A good starting point could be adding:

(declare
(standard-bindings)
(extended-bindings)
(block)
(not safe)
(fixnum))

on your source files.
Also don't forget runtime options:
http://www.iro.umontreal.ca/~gambit/doc/gambit-c.html#Runtime-options

I'd like to reproduce your benchmarks, there is a place where I can get the whole code? Thank you.

--marco

Unknown said...

Basically I think everything is here:
http://github.com/rik0/rk-exempla/tree/master/algorithms/scheme/

Unfortunately I was quite in a hurry and I did not create different scheme files for different scheme implemetation. Though that one is "quite" cross-implementation. You probably have to (un)comment some functions depending on the fact that they are already provided in the standard library.

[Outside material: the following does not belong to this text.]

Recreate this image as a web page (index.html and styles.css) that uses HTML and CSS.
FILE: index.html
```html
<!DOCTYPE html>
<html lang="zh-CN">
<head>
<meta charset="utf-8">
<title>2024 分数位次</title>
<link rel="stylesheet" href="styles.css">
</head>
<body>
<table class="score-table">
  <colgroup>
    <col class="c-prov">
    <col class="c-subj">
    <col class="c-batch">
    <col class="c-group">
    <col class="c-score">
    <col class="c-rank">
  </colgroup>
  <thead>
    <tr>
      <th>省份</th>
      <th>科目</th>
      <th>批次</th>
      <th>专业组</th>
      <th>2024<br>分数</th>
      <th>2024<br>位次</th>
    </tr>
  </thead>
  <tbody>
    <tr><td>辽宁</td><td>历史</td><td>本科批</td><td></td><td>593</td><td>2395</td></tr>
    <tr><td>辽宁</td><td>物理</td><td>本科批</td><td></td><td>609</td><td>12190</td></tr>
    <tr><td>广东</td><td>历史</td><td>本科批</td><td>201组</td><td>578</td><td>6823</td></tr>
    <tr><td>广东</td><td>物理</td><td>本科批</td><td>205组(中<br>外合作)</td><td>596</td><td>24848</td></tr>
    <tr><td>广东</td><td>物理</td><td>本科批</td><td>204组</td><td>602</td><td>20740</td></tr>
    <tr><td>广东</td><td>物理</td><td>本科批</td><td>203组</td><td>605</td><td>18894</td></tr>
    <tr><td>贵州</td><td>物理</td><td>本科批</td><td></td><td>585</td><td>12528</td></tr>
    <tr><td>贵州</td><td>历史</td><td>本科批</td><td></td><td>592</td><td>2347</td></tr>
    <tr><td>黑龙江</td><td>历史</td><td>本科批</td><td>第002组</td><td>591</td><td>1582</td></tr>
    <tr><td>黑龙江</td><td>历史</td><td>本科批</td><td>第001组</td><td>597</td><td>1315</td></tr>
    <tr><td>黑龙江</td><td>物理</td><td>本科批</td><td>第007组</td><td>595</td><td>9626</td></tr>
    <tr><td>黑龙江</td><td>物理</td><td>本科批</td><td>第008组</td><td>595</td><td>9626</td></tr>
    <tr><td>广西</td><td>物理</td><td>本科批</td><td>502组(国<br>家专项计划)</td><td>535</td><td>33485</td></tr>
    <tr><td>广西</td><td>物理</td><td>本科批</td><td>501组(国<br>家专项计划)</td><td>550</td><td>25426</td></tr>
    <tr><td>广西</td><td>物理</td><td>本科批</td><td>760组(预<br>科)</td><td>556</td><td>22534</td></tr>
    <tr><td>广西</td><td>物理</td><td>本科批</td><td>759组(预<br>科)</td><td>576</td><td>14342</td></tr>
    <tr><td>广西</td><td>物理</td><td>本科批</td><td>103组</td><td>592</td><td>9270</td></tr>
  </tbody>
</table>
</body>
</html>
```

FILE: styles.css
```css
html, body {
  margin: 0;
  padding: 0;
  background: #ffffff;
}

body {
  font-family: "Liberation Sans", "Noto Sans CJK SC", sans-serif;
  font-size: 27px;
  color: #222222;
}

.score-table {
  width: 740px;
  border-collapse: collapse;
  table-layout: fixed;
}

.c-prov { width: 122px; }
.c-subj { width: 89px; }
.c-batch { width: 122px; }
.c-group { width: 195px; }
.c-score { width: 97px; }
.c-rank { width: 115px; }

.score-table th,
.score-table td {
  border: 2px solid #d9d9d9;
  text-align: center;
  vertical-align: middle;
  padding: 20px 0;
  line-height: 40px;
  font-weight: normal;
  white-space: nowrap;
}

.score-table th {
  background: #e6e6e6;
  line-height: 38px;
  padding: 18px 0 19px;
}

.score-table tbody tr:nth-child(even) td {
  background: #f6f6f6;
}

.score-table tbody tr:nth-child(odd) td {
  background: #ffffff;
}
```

I will try the gambit benchmarks again considering your suggestions soon. Have you some suggestion on particular runtime options?

BTW, you are from geek-ml, aren't you?

Anonymous said...

Hi,

thank you for code, I think I've found a couple of bugs.

foldl should be:

;(define foldl
; (lambda (f z lst)
; (let loop ((acc z) (lst lst))
; (cond
; ((null? lst) acc)
; (else
; (loop (f (car lst) acc) (cdr lst)))))))

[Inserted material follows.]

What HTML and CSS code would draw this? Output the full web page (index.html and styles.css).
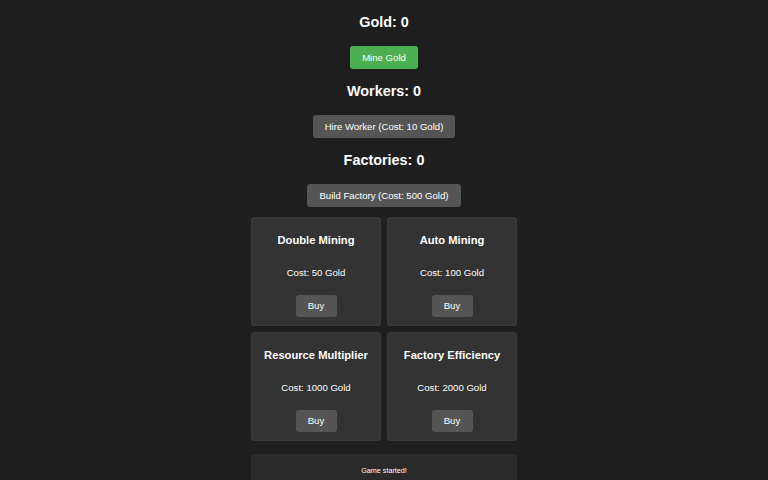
FILE: index.html
```html
<!DOCTYPE html>
<html>
<head>
<meta charset="utf-8">
<link rel="stylesheet" href="styles.css">
</head>
<body>
<div class="game">
  <section class="resource">
    <h2 class="res-title">Gold: <span>0</span></h2>
    <button class="btn btn-green">Mine Gold</button>
  </section>
  <section class="resource">
    <h2 class="res-title">Workers: <span>0</span></h2>
    <button class="btn">Hire Worker (Cost: 10 Gold)</button>
  </section>
  <section class="resource">
    <h2 class="res-title">Factories: <span>0</span></h2>
    <button class="btn">Build Factory (Cost: 500 Gold)</button>
  </section>
  <div class="upgrades">
    <div class="card">
      <h3 class="card-title">Double Mining</h3>
      <p class="card-cost">Cost: 50 Gold</p>
      <button class="btn btn-buy">Buy</button>
    </div>
    <div class="card">
      <h3 class="card-title">Auto Mining</h3>
      <p class="card-cost">Cost: 100 Gold</p>
      <button class="btn btn-buy">Buy</button>
    </div>
    <div class="card">
      <h3 class="card-title">Resource Multiplier</h3>
      <p class="card-cost">Cost: 1000 Gold</p>
      <button class="btn btn-buy">Buy</button>
    </div>
    <div class="card">
      <h3 class="card-title">Factory Efficiency</h3>
      <p class="card-cost">Cost: 2000 Gold</p>
      <button class="btn btn-buy">Buy</button>
    </div>
  </div>
  <div class="log">
    <p class="log-line">Game started!</p>
  </div>
</div>
</body>
</html>
```
FILE: styles.css
```css
html, body {
  margin: 0;
  padding: 0;
  background: #1e1e1e;
}
body {
  font-family: "Liberation Sans", Arial, sans-serif;
  color: #ffffff;
  text-align: center;
}
.game {
  display: flex;
  flex-direction: column;
  align-items: center;
  padding-top: 14px;
}
.resource {
  display: flex;
  flex-direction: column;
  align-items: center;
}
.res-title {
  margin: 0;
  font-size: 14.4px;
  line-height: 17px;
  font-weight: bold;
}
.btn {
  font-family: "Liberation Sans", Arial, sans-serif;
  font-size: 9.6px;
  color: #ffffff;
  background: #555555;
  border: none;
  border-radius: 3px;
  padding: 0 12px;
  height: 23px;
  margin: 14.5px 0 14.5px;
  cursor: pointer;
}
.btn-green {
  background: #4caf50;
}
.resource:last-of-type .btn {
  margin-bottom: 10px;
}
.upgrades {
  display: grid;
  grid-template-columns: 130px 130px;
  gap: 6px;
  width: 266px;
}
.card {
  box-sizing: border-box;
  height: 109px;
  background: #333333;
  border: 1px solid #3a3a3a;
  border-radius: 3px;
  padding: 5px;
  display: flex;
  flex-direction: column;
  align-items: center;
}
.card-title {
  margin: 11px 0;
  font-size: 11.2px;
  line-height: 13px;
  font-weight: bold;
}
.card-cost {
  margin: 9.6px 0;
  font-size: 9.6px;
  line-height: 11px;
}
.btn-buy {
  height: 22px;
  width: 41px;
  padding: 0;
  margin: 7px 0 0;
}
.log {
  box-sizing: border-box;
  width: 266px;
  margin-top: 13px;
  background: #2a2a2a;
  border-radius: 3px;
  padding: 11px 9px 9px;
  min-height: 40px;
}
.log-line {
  margin: 0;
  font-size: 7.2px;
  line-height: 12px;
}
```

and the function passed to 'sort' in 'integer->roman-builder' should use '>' and not '<'.

I've fixed these bugs and put in some trick to make the code more gambit friendly and to check results.

1) shebang

On unix (untested)
#!/usr/bin/env gsi-script

On windows:
@;gsi-script "%~f0" %*

2) Declarations as in my previous post.

3) Renamed 'benchmark' to 'main', so gsi-script can call it directly (see gambit's documentation)

4) Write outputs to file, and invoke garbace collection after each function benchmarked:

;(define (cout . args) (for-each display args))
;(define ln #\newline)

;(define main
; (let ((numbers (build-list 2000 add1)))
; (lambda ()
; (with-output-to-file "out.txt"
; (lambda ()
; (for-each
; (lambda (simplify-all)
; (cout simplify-all ln)
; (let* ((integer->roman (integer->roman-builder simplify-all)))
; (cout (time (map integer->roman numbers)) ln))
; (##gc))
; simplify-all-versions))))))

Compiling with:

gsc -f roman.scm

and running with:

gsi -:m1000 -f roman

I've got the following results:

;(time (map integer->roman numbers))
; 7 ms real time
; 0 ms cpu time (0 user, 0 system)
; 2 collections accounting for 1 ms real time (0 user, 0 system)
; 2550944 bytes allocated
; no minor faults
; no major faults
;(time (map integer->roman numbers))
; 6 ms real time
; 0 ms cpu time (0 user, 0 system)
; 2 collections accounting for 1 ms real time (0 user, 0 system)
; 2551112 bytes allocated
; no minor faults
; no major faults
;(time (map integer->roman numbers))
; 6 ms real time
; 16 ms cpu time (16 user, 0 system)
; 2 collections accounting for 1 ms real time (0 user, 0 system)
; 2551112 bytes allocated
; no minor faults
; no major faults
;(time (map integer->roman numbers))
; 7 ms real time
; 0 ms cpu time (0 user, 0 system)
; 2 collections accounting for 0 ms real time (0 user, 0 system)
; 2038800 bytes allocated
; no minor faults
; no major faults
;(time (map integer->roman numbers))
; 5 ms real time
; 0 ms cpu time (0 user, 0 system)
; 2 collections accounting for 0 ms real time (0 user, 0 system)
; 1974872 bytes allocated
; no minor faults
; no major faults

for comparison, with your racket version untouched:

#: 1061
#: 1107
#: 1046
#: 1185
#: 967
#: 1670
#: 1731

PS: yes, I'm from geek-ml

--marco

Unknown said...

Ok. Thank you very much.
BTW, I believe at this point I have to redo *all* the tests. Seems like I've got some work to do in the weekend. Well, a part from *actual* work.